Problem:
Work out how many lines in the data hold the word "components", and reply with that number only.

Input for this task:

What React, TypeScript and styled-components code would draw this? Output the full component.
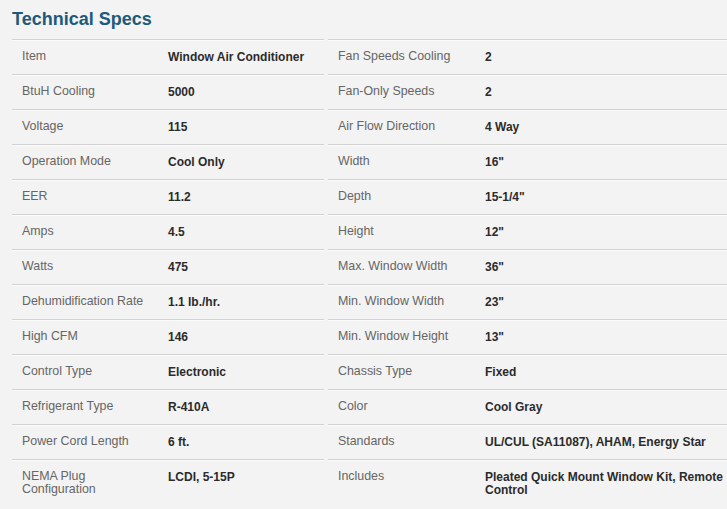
import React from "react";
import styled, { createGlobalStyle } from "styled-components";

const Global = createGlobalStyle`
  html, body { margin: 0; padding: 0; background: #f3f3f3; overflow: hidden; }
  body { font-family: "Liberation Sans", Arial, sans-serif; }
  *, *::before, *::after { box-sizing: border-box; }
`;

const Page = styled.div`
  padding: 8px 0 0 12px;
  width: 760px;
`;

const Title = styled.h2`
  margin: 0 0 9px 0;
  font-size: 18px;
  line-height: 22px;
  font-weight: bold;
  color: #1d5a7b;
`;

const Columns = styled.div`
  display: flex;
  gap: 4px;
`;

const Table = styled.div<{ $w: number }>`
  width: ${(p) => p.$w}px;
  flex: none;
`;

const Row = styled.div`
  display: flex;
  border-top: 1px solid #d2d2d2;
  box-shadow: inset 0 1px 0 #fbfbfb;
  font-size: 12px;
  line-height: 13px;
`;

const Label = styled.div<{ $w: number }>`
  width: ${(p) => p.$w}px;
  flex: none;
  padding: 10px 8px 11px 10px;
  font-size: 12.4px;
  color: #666666;
`;

const Value = styled.div`
  flex: 1;
  padding: 11px 4px 10px 10px;
  color: #2b2b2b;
  font-weight: bold;
`;

type Spec = [string, string];

const left: Spec[] = [
  ["Item", "Window Air Conditioner"],
  ["BtuH Cooling", "5000"],
  ["Voltage", "115"],
  ["Operation Mode", "Cool Only"],
  ["EER", "11.2"],
  ["Amps", "4.5"],
  ["Watts", "475"],
  ["Dehumidification Rate", "1.1 lb./hr."],
  ["High CFM", "146"],
  ["Control Type", "Electronic"],
  ["Refrigerant Type", "R-410A"],
  ["Power Cord Length", "6 ft."],
  ["NEMA Plug Configuration", "LCDI, 5-15P"],
];

const right: Spec[] = [
  ["Fan Speeds Cooling", "2"],
  ["Fan-Only Speeds", "2"],
  ["Air Flow Direction", "4 Way"],
  ["Width", "16\""],
  ["Depth", "15-1/4\""],
  ["Height", "12\""],
  ["Max. Window Width", "36\""],
  ["Min. Window Width", "23\""],
  ["Min. Window Height", "13\""],
  ["Chassis Type", "Fixed"],
  ["Color", "Cool Gray"],
  ["Standards", "UL/CUL (SA11087), AHAM, Energy Star"],
  ["Includes", "Pleated Quick Mount Window Kit, Remote Control"],
];

const SpecTable = ({ rows, w, labelW }: { rows: Spec[]; w: number; labelW: number }) => (
  <Table $w={w}>
    {rows.map(([l, v]) => (
      <Row key={l}>
        <Label $w={labelW}>{l}</Label>
        <Value>{v}</Value>
      </Row>
    ))}
  </Table>
);

export default function App() {
  return (
    <Page>
      <Global />
      <Title>Technical Specs</Title>
      <Columns>
        <SpecTable rows={left} w={312} labelW={146} />
        <SpecTable rows={right} w={410} labelW={147} />
      </Columns>
    </Page>
  );
}
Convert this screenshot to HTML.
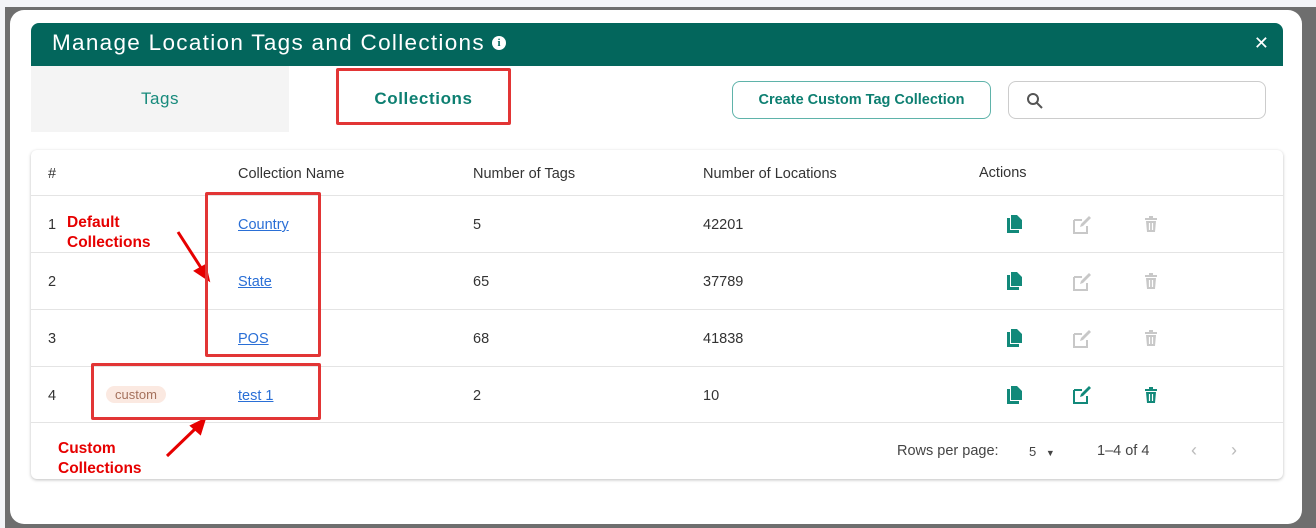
<!DOCTYPE html>
<html><head><meta charset="utf-8"><style>
*{box-sizing:border-box;margin:0;padding:0}
body{width:1316px;height:528px;background:#6e6e6e;position:relative;overflow:hidden;font-family:"Liberation Sans",sans-serif}
.topstrip{position:absolute;left:0;top:0;width:1316px;height:7px;background:#f3f4f7}
.leftstrip{position:absolute;left:0;top:0;width:5px;height:528px;background:#f3f4f7}
.modal{position:absolute;left:10px;top:10px;width:1292px;height:514px;background:#fff;border-radius:14px}
.hdr{position:absolute;left:31px;top:23px;width:1252px;height:43px;background:#03665c;border-radius:8px 8px 0 0;color:#fff}
.hdr .t{position:absolute;left:21px;top:7px;font-size:22.5px;letter-spacing:1.3px}
.info{position:absolute;left:461px;top:13px;width:14px;height:14px;border-radius:50%;background:#fff;color:#03665c;font-size:11px;font-weight:bold;text-align:center;line-height:14px;font-family:"Liberation Serif",serif}
.x{position:absolute;right:14px;top:10px;font-size:18px}
.tab1{position:absolute;left:31px;top:66px;width:258px;height:66px;background:#f4f4f4;color:#178a7c;font-size:17px;letter-spacing:0.5px;text-align:center;line-height:66px}
.tab2{position:absolute;left:336px;top:66px;width:175px;height:66px;color:#0d7f71;font-size:17px;letter-spacing:0.6px;font-weight:bold;text-align:center;line-height:66px}
.btn{position:absolute;left:732px;top:81px;width:259px;height:38px;border:1px solid #5fb3aa;border-radius:8px;color:#0d7f71;font-weight:bold;font-size:14.5px;text-align:center;line-height:36px}
.search{position:absolute;left:1008px;top:81px;width:258px;height:38px;border:1px solid #ccc;border-radius:8px}
.card{position:absolute;left:31px;top:150px;width:1252px;height:329px;background:#fff;border-radius:6px;box-shadow:0 1px 3px rgba(0,0,0,.25)}
.row{position:absolute;left:0;width:1252px;border-bottom:1px solid #e4e4e4;font-size:14.5px;color:#333}
.row span{position:absolute}
a{color:#2a6fd6;text-decoration:underline}
.pill{position:absolute;left:75px;top:19px;background:#fbe9e1;color:#a5715c;border-radius:10px;padding:1px 9px;font-size:13px}
.red{position:absolute;border:3px solid #e23535;border-radius:2px}
.ann{position:absolute;color:#e60000;font-weight:bold;font-size:15.5px;line-height:20px}
</style></head><body>
<div class="topstrip"></div><div class="leftstrip"></div>
<div class="modal"></div>
<div class="hdr"><div class="t">Manage Location Tags and Collections</div><div class="info">i</div><div class="x">✕</div></div>
<div class="tab1">Tags</div>
<div class="tab2">Collections</div>
<div class="btn">Create Custom Tag Collection</div>
<div class="search"><svg style="position:absolute;left:17px;top:10px" width="18" height="18" viewBox="0 0 18 18"><circle cx="7" cy="7" r="5" fill="none" stroke="#555" stroke-width="2"/><path d="M11 11l5 5" stroke="#555" stroke-width="2"/></svg></div>
<div class="card">
 <div class="row" style="top:0;height:46px"><span style="left:17px;top:16px">#</span><span style="left:207px;top:16px">Collection Name</span><span style="left:442px;top:16px">Number of Tags</span><span style="left:672px;top:16px">Number of Locations</span><span style="left:948px;top:15px">Actions</span></div>
 <div class="row" style="top:46px;height:57px"><span style="left:17px;top:21px">1</span><span style="left:207px;top:21px"><a>Country</a></span><span style="left:442px;top:21px">5</span><span style="left:672px;top:21px">42201</span></div>
 <div class="row" style="top:103px;height:57px"><span style="left:17px;top:21px">2</span><span style="left:207px;top:21px"><a>State</a></span><span style="left:442px;top:21px">65</span><span style="left:672px;top:21px">37789</span></div>
 <div class="row" style="top:160px;height:57px"><span style="left:17px;top:21px">3</span><span style="left:207px;top:21px"><a>POS</a></span><span style="left:442px;top:21px">68</span><span style="left:672px;top:21px">41838</span></div>
 <div class="row" style="top:217px;height:56px"><span style="left:17px;top:21px">4</span><div class="pill">custom</div><span style="left:207px;top:21px"><a>test 1</a></span><span style="left:442px;top:21px">2</span><span style="left:672px;top:21px">10</span></div>
 <div style="position:absolute;top:293px;left:866px;font-size:14.5px;color:#444">Rows per page:</div>
 <div style="position:absolute;top:294px;left:998px;font-size:13px;color:#444">5 <span style="font-size:9px;margin-left:6px">▼</span></div>
 <div style="position:absolute;top:293px;left:1066px;font-size:14.5px;color:#444">1–4 of 4</div>
 <div style="position:absolute;top:290px;left:1160px;font-size:18px;color:#bbb">‹</div>
 <div style="position:absolute;top:290px;left:1200px;font-size:18px;color:#bbb">›</div>
</div>
<svg width="1316" height="528" style="position:absolute;left:0;top:0">
<defs>
<g id="cp"><path d="M3 4h3v12h9v3H3z M7 1h6l5 5v9H7z" fill="currentColor"/></g>
<g id="ed"><path d="M2 5h8M2 5v13h13v-7" fill="none" stroke="currentColor" stroke-width="2"/><path d="M8 12l1-3 8-8 2 2-8 8z" fill="currentColor"/></g>
<g id="tr"><path d="M3 4h12v2H3zM7 2h4v2H7zM4 7h10l-1 11H5z" fill="currentColor"/><path d="M7.5 9v7M10.5 9v7" stroke="#fff" stroke-width="1.2"/></g>
</defs>
<g style="color:#12897a">
<use href="#cp" x="1004" y="214"/><use href="#cp" x="1004" y="271"/><use href="#cp" x="1004" y="328"/><use href="#cp" x="1004" y="385"/>
<use href="#ed" x="1072" y="385"/>
<use href="#tr" x="1142" y="385"/>
</g>
<g style="color:#c8c8c8">
<use href="#ed" x="1072" y="215"/><use href="#ed" x="1072" y="272"/><use href="#ed" x="1072" y="329"/>
<use href="#tr" x="1142" y="214"/><use href="#tr" x="1142" y="271"/><use href="#tr" x="1142" y="328"/>
</g>
<path d="M178 232l27 42" stroke="#e60000" stroke-width="3"/><path d="M208 279l-12-8 9-5z" fill="#e60000" stroke="#e60000" stroke-width="3"/>
<path d="M167 456l28-27" stroke="#e60000" stroke-width="3"/><path d="M204 420l-4 13-8-7z" fill="#e60000" stroke="#e60000" stroke-width="3"/>
</svg>
<div class="red" style="left:336px;top:68px;width:175px;height:57px"></div>
<div class="red" style="left:205px;top:192px;width:116px;height:165px"></div>
<div class="red" style="left:91px;top:363px;width:230px;height:57px"></div>
<div class="ann" style="left:67px;top:213px">Default<br>Collections</div>
<div class="ann" style="left:58px;top:439px">Custom<br>Collections</div>
</body></html>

Written solution:
2